We have to constantly adjust dynamic priorities because everyone deserves
some resources
 - no process should be starved of CPU time
 - should be "fair"

If you're giving out pizza to a school
 - static priority: how many slices everyone bought
 - dynamic priority: have they gotten their pizza yet?
   - even if someone bought 3 slices, and they ask for more...
     they may have already have had three slices and
     another kid only ordered one slice but hasn't gotten any

We can change static priorities from userspace
dynamic priorities are purely controlled by the kernel

What is the algorithm for going from priorities to actual
scheduling decisions?
 - COMPLICATED, and keeps changing
 - turns out scheduling in practice is a very delicate art
 - challenge: many kinds of workloads

Contrast playing a game on your own machine to a server handling
thousands of requests to a web server with a background indexer running
 - what should be give priority isn't always clear from the kernel's perspective
 - sometimes "fair" isn't what the user really wants
    - better to run the game than the background AV program!
 - gets really complicated when you take into account I/O usage as well as
   CPU time

Scheduling is kernel version specific...highly variable

Some processes are CPU bound (i.e., calculating digits of pi) while
others are I/O bound (scanning files for malware).

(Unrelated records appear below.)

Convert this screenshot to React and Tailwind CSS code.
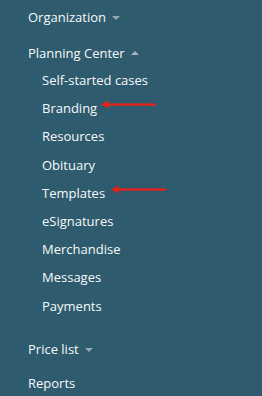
import React from 'react';

const Caret = ({ up }) => (
  <span
    className={
      up
        ? 'ml-[6px] -mt-[3px] inline-block h-0 w-0 border-x-[4px] border-b-[4px] border-x-transparent border-b-[#a3b5bd] align-middle'
        : 'ml-[6px] -mt-[1px] inline-block h-0 w-0 border-x-[4px] border-t-[4px] border-x-transparent border-t-[#94a8b1] align-middle'
    }
  />
);

const Arrow = ({ width }) => (
  <svg width={width} height="9" viewBox={`0 0 ${width} 9`} className="inline-block">
    <polygon points="0,4.5 7.5,0.5 7.5,8.5" fill="#e8201a" />
    <rect x="6" y="3.4" width={width - 6} height="2.3" fill="#e8201a" />
  </svg>
);

const subItems = [
  { label: 'Self-started cases' },
  { label: 'Branding', arrow: 55, shift: '-mt-[8px] ml-[4px]' },
  { label: 'Resources' },
  { label: 'Obituary' },
  { label: 'Templates', arrow: 55, shift: '-mt-[6px] ml-[6px]' },
  { label: 'eSignatures' },
  { label: 'Merchandise' },
  { label: 'Messages' },
  { label: 'Payments' },
];

export default function App() {
  return (
    <div
      className="h-[396px] w-[262px] bg-[#2e5b6e] pl-[28px] pt-[7px] text-[13px] font-medium leading-[20px] text-[#f7f9fa]"
      style={{ fontFamily: '"Open Sans", "Liberation Sans", sans-serif' }}
    >
      <div className="h-5 whitespace-nowrap">
        Organization
        <Caret />
      </div>
      <div className="mt-4 h-5 whitespace-nowrap">
        Planning Center
        <Caret up />
      </div>
      <div className="mt-[7px] flex flex-col gap-[8.2px] pl-[14px]">
        {subItems.map((item) => (
          <div key={item.label} className="flex h-5 items-center whitespace-nowrap">
            <span>{item.label}</span>
            {item.arrow && (
              <span className={`flex ${item.shift}`}>
                <Arrow width={item.arrow} />
              </span>
            )}
          </div>
        ))}
      </div>
      <div className="mt-[23px] h-5 whitespace-nowrap">
        Price list
        <Caret />
      </div>
      <div className="mt-[14px] h-5 whitespace-nowrap">Reports</div>
    </div>
  );
}
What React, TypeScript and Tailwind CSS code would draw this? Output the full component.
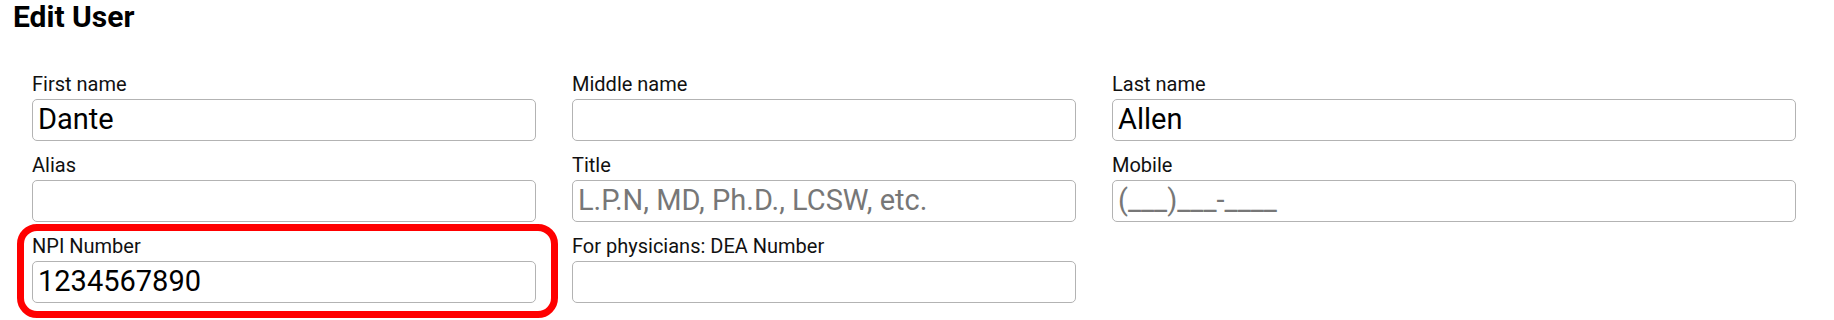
import React from 'react'

interface Field {
  label: string
  value?: string
  placeholder?: string
}

const FIELDS: Field[] = [
  { label: 'First name', value: 'Dante' },
  { label: 'Middle name' },
  { label: 'Last name', value: 'Allen' },
  { label: 'Alias' },
  { label: 'Title', placeholder: 'L.P.N, MD, Ph.D., LCSW, etc.' },
  { label: 'Mobile', placeholder: '(___)___-____' },
  { label: 'NPI Number', value: '1234567890' },
  { label: 'For physicians: DEA Number' },
]

function FormField({ field }: { field: Field }) {
  return (
    <label className="flex flex-col">
      <span className="text-[20px] leading-[22px] text-[#111] mb-[4px]">{field.label}</span>
      <input
        defaultValue={field.value}
        placeholder={field.placeholder}
        className="h-[42px] w-full rounded-[5px] border border-[#b3b3b3] bg-white px-[5px] text-[29px] text-black placeholder:text-[#777] outline-none"
      />
    </label>
  )
}

export default function App() {
  return (
    <div
      className="relative w-[1834px] h-[320px] overflow-hidden bg-white"
      style={{ fontFamily: 'Roboto, "Noto Sans", sans-serif' }}
    >
      <h1 className="pl-[13px] text-[30px] leading-[34px] font-bold text-black">Edit User</h1>

      {/* form grid */}
      <div className="ml-[32px] mt-[39px] grid grid-cols-[504px_504px_684px] gap-x-[36px] gap-y-[13px]">
        {FIELDS.map(f => <FormField key={f.label} field={f} />)}
      </div>

      {/* highlight annotation */}
      <div className="absolute left-[17px] top-[224px] w-[541px] h-[94px] rounded-[20px] border-[7px] border-[#ff0000] pointer-events-none" />
    </div>
  )
}
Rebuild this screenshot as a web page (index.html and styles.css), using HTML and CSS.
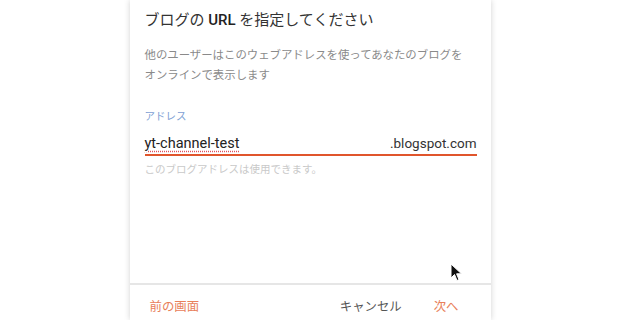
FILE: index.html
```html
<!DOCTYPE html>
<html lang="ja">
<head>
  <meta charset="UTF-8">
  <title>ブログの URL を指定してください</title>
  <link rel="stylesheet" href="styles.css">
</head>
<body>

  <div class="dialog">
    <div class="dialog-body">
      <h2 class="title">ブログの <b>URL</b> を指定してください</h2>
      <p class="desc">他のユーザーはこのウェブアドレスを使ってあなたのブログをオンラインで表示します</p>

      <div class="field">
        <label class="field-label">アドレス</label>
        <div class="field-row">
          <span class="field-value">yt-channel-test</span>
          <span class="field-suffix">.blogspot.com</span>
        </div>
        <div class="field-hint">このブログアドレスは使用できます。</div>
      </div>
    </div>

    <div class="dialog-footer">
      <button class="btn accent">前の画面</button>
      <div class="spacer"></div>
      <button class="btn">キャンセル</button>
      <button class="btn accent">次へ</button>
    </div>
  </div>

  <!-- mouse pointer -->
  <svg class="pointer" width="13" height="19" viewBox="0 0 13 19">
    <path d="M1 1 L1 15 L4.5 11.5 L7 17.5 L9 16.6 L6.6 10.8 L11.5 10.8 Z" fill="#111" stroke="#fff" stroke-width="1"/>
  </svg>

</body>
</html>
```

FILE: styles.css
```css
body {
  margin: 0;
  background: #fff;
  font-family: Roboto, "Noto Sans CJK JP", sans-serif;
  color: #222;
  overflow: hidden;
  height: 320px;
  position: relative;
}
.dialog {
  width: 361px;
  height: 320px;
  margin: 0 auto;
  background: #fff;
  box-shadow: 0 0 6px rgba(0, 0, 0, 0.18);
}
.dialog-body {
  height: 283px;
  box-sizing: border-box;
  padding: 8px 14px 0 15px;
}
.title {
  margin: 0;
  font-size: 15px;
  line-height: 24px;
  font-weight: normal;
  color: #333;
}
.title b {
  font-weight: 500;
  color: #222;
}
.desc {
  max-width: 324px;
  margin: 13px 0 0;
  font-size: 11.4px;
  line-height: 20px;
  color: #8a8a8a;
}
.field {
  margin-top: 24px;
}
.field-label {
  display: block;
  font-size: 10.5px;
  line-height: 16px;
  color: #7e9fd4;
}
.field-row {
  margin-top: 8px;
  display: flex;
  align-items: baseline;
  justify-content: space-between;
  line-height: 20px;
  border-bottom: 2px solid #e0552c;
}
.field-value {
  font-size: 14.5px;
  color: #222;
  text-decoration: underline dotted #e0505a;
  text-underline-offset: 3px;
}
.field-suffix {
  font-size: 13.5px;
  color: #333;
}
.field-hint {
  margin-top: 7px;
  font-size: 10.5px;
  line-height: 14px;
  color: #c9c9c9;
}
.dialog-footer {
  display: flex;
  align-items: center;
  border-top: 2px solid #e6e6e6;
  padding: 12px 16px 0 4px;
}
.spacer {
  flex: 1;
}
.btn {
  background: none;
  border: none;
  padding: 0 16px;
  font-family: inherit;
  font-size: 12.4px;
  line-height: 20px;
  color: #555;
  cursor: pointer;
}
.btn.accent {
  color: #e8805a;
}
.pointer {
  position: absolute;
  left: 450px;
  top: 263px;
}
```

Some are interactive (a game) versus non-interactive (AV scanner)

I/O bound processes should normally get CPU time whenever they want it
 - most of the time, they are waiting on outside activity

But interactive programs should be prioritized
 - so users get responsive systems

But we also want high throughput
 - make programs complete their work faster

There is a cost to switching which program is running, so can't just
switch things around constantly.

No clear winner because metrics change, different users have different goals

Nowadays we care about power which makes scheduling even more complicated!